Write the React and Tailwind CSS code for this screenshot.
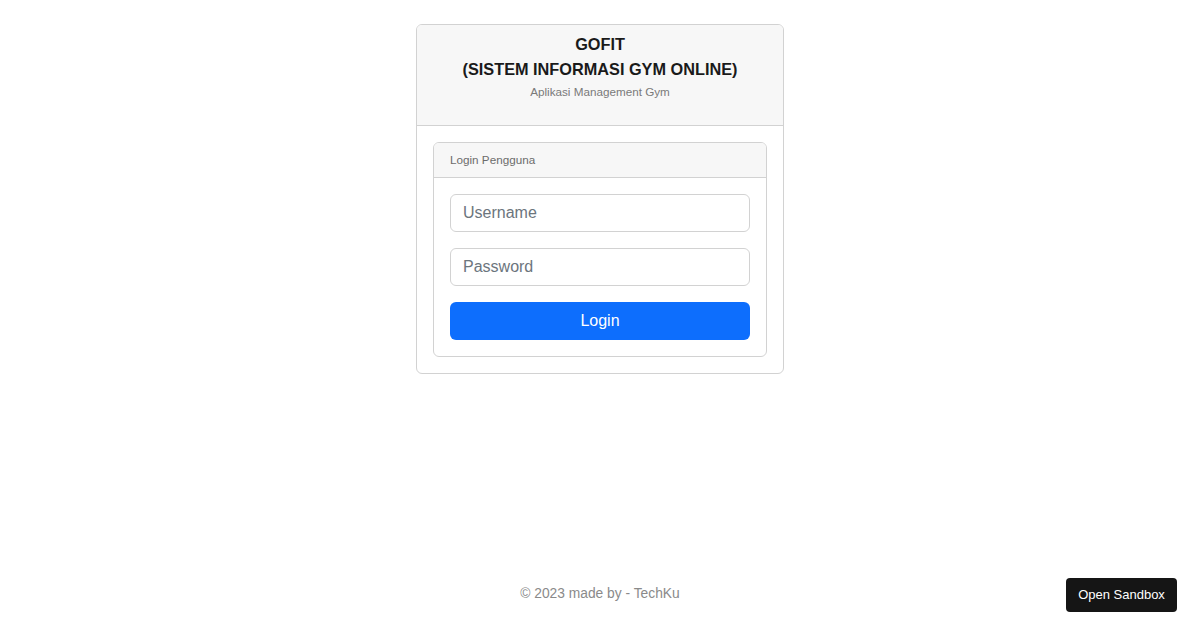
export default function App() {
  return (
    <div className="relative w-[1200px] h-[630px] bg-white" style={{ fontFamily: '"Liberation Sans", Arial, sans-serif' }}>
      <div className="flex justify-center pt-[24px]">
        <div className="w-[368px] border border-[#d2d2d2] rounded-[6px] overflow-hidden">
          <div className="bg-[#f7f7f7] border-b border-[#d2d2d2] h-[101px] pt-[7px] text-center">
            <div className="text-[16.3px] leading-[25px] font-bold text-[#1a1a1a]">GOFIT</div>
            <div className="text-[16.3px] leading-[25px] font-bold text-[#1a1a1a]">(SISTEM INFORMASI GYM ONLINE)</div>
            <div className="text-[11.7px] leading-[18px] mt-[1px] text-[#7a7a7a]">Aplikasi Management Gym</div>
          </div>
          <div className="p-[16px]">
            <div className="border border-[#d2d2d2] rounded-[6px] overflow-hidden">
              <div className="bg-[#f7f7f7] border-b border-[#d2d2d2] h-[35px] px-[16px] flex items-center text-[11.7px] text-[#6c6c6c]">Login Pengguna</div>
              <div className="p-[16px] flex flex-col gap-[16px]">
                <input placeholder="Username" className="h-[38px] w-full border border-[#d2d2d2] rounded-[6px] px-[12px] text-[16px] placeholder:text-[#6c757d] outline-none" />
                <input placeholder="Password" type="password" className="h-[38px] w-full border border-[#d2d2d2] rounded-[6px] px-[12px] text-[16px] placeholder:text-[#6c757d] outline-none" />
                <button className="h-[38px] w-full bg-[#0d6efd] text-white rounded-[6px] text-[16px]">Login</button>
              </div>
            </div>
          </div>
        </div>
      </div>
      <div className="absolute left-0 right-0 top-[584px] text-center text-[13.8px] leading-[20px] text-[#8a8a8a]">© 2023 made by - TechKu</div>
      <div className="absolute left-[1066px] top-[578px] w-[111px] h-[34px] bg-[#151515] rounded-[4px] flex items-center justify-center text-[13px] text-white">Open Sandbox</div>
    </div>
  );
}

━━━━━━━━━━━━━━━━

#### [EXERCISE TASK]
Return all of the data exactly as written, and drop the pictures.

#### [RESPONSE TO THE EXERCISE]
Write the React and Tailwind CSS code for this screenshot.
export default function App() {
  return (
    <div className="relative w-[1200px] h-[630px] bg-white" style={{ fontFamily: '"Liberation Sans", Arial, sans-serif' }}>
      <div className="flex justify-center pt-[24px]">
        <div className="w-[368px] border border-[#d2d2d2] rounded-[6px] overflow-hidden">
          <div className="bg-[#f7f7f7] border-b border-[#d2d2d2] h-[101px] pt-[7px] text-center">
            <div className="text-[16.3px] leading-[25px] font-bold text-[#1a1a1a]">GOFIT</div>
            <div className="text-[16.3px] leading-[25px] font-bold text-[#1a1a1a]">(SISTEM INFORMASI GYM ONLINE)</div>
            <div className="text-[11.7px] leading-[18px] mt-[1px] text-[#7a7a7a]">Aplikasi Management Gym</div>
          </div>
          <div className="p-[16px]">
            <div className="border border-[#d2d2d2] rounded-[6px] overflow-hidden">
              <div className="bg-[#f7f7f7] border-b border-[#d2d2d2] h-[35px] px-[16px] flex items-center text-[11.7px] text-[#6c6c6c]">Login Pengguna</div>
              <div className="p-[16px] flex flex-col gap-[16px]">
                <input placeholder="Username" className="h-[38px] w-full border border-[#d2d2d2] rounded-[6px] px-[12px] text-[16px] placeholder:text-[#6c757d] outline-none" />
                <input placeholder="Password" type="password" className="h-[38px] w-full border border-[#d2d2d2] rounded-[6px] px-[12px] text-[16px] placeholder:text-[#6c757d] outline-none" />
                <button className="h-[38px] w-full bg-[#0d6efd] text-white rounded-[6px] text-[16px]">Login</button>
              </div>
            </div>
          </div>
        </div>
      </div>
      <div className="absolute left-0 right-0 top-[584px] text-center text-[13.8px] leading-[20px] text-[#8a8a8a]">© 2023 made by - TechKu</div>
      <div className="absolute left-[1066px] top-[578px] w-[111px] h-[34px] bg-[#151515] rounded-[4px] flex items-center justify-center text-[13px] text-white">Open Sandbox</div>
    </div>
  );
}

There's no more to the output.